Since in their heavenly home the saints will possess God completely, obviously their longing will be satisfied, and their glory will be even greater. That is why the Lord says: Enter into the joy of your Lord. Augustine adds: The fullness of joy will not enter into those who rejoice, but those who rejoice will enter into joy. I shall be satisfied when your glory is seen, and again: He who satisfies your desire with good things.
Whatever is delightful is there in superabundance. If delights are sought, there is supreme and most perfect delight.

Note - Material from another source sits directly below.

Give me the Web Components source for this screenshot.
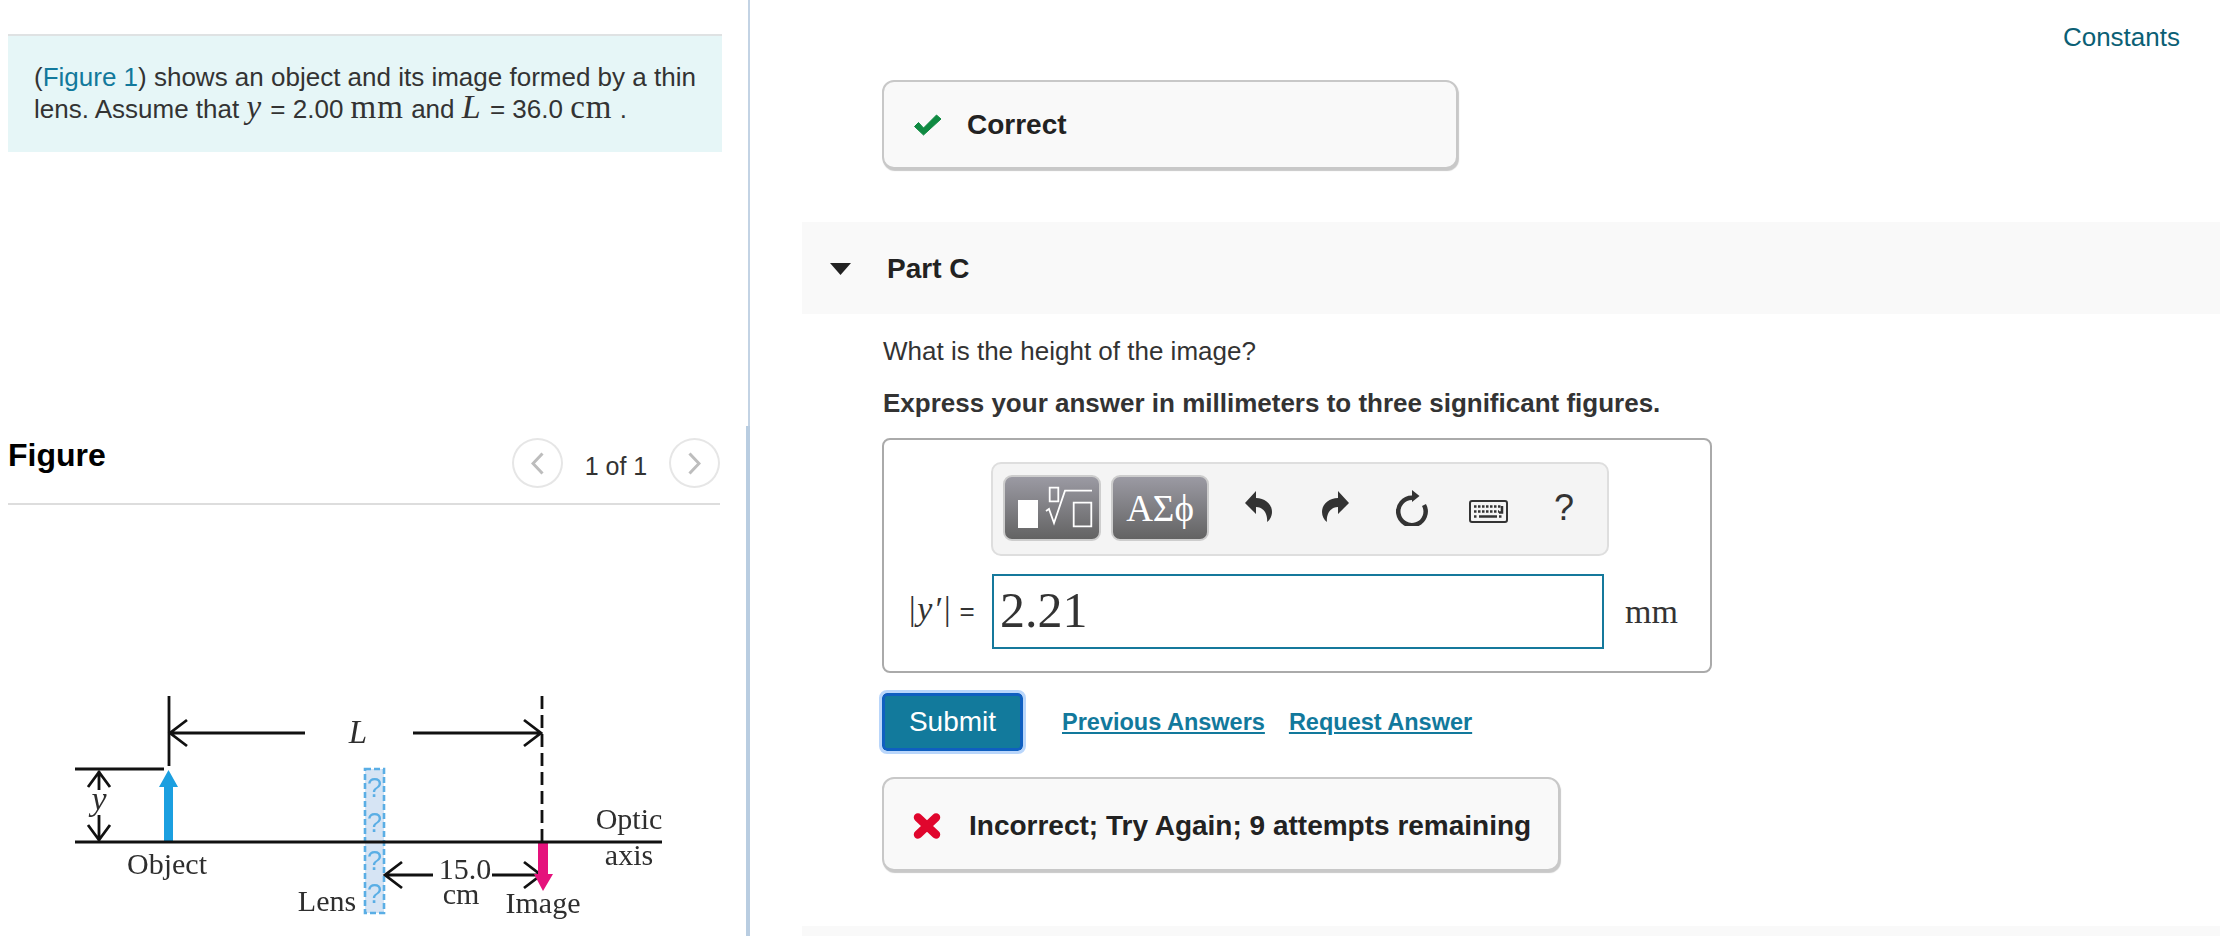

It is said of God, the supreme good: Boundless delights are in your right hand.
Again, eternal life consists of the joyous community of all the blessed, a community of supreme delight, since everyone will share all that is good with all the blessed. Everyone will love everyone else as himself, and therefore will rejoice in another’s good as in his own. So it follows that the happiness and joy of each grows in proportion to the joy of all.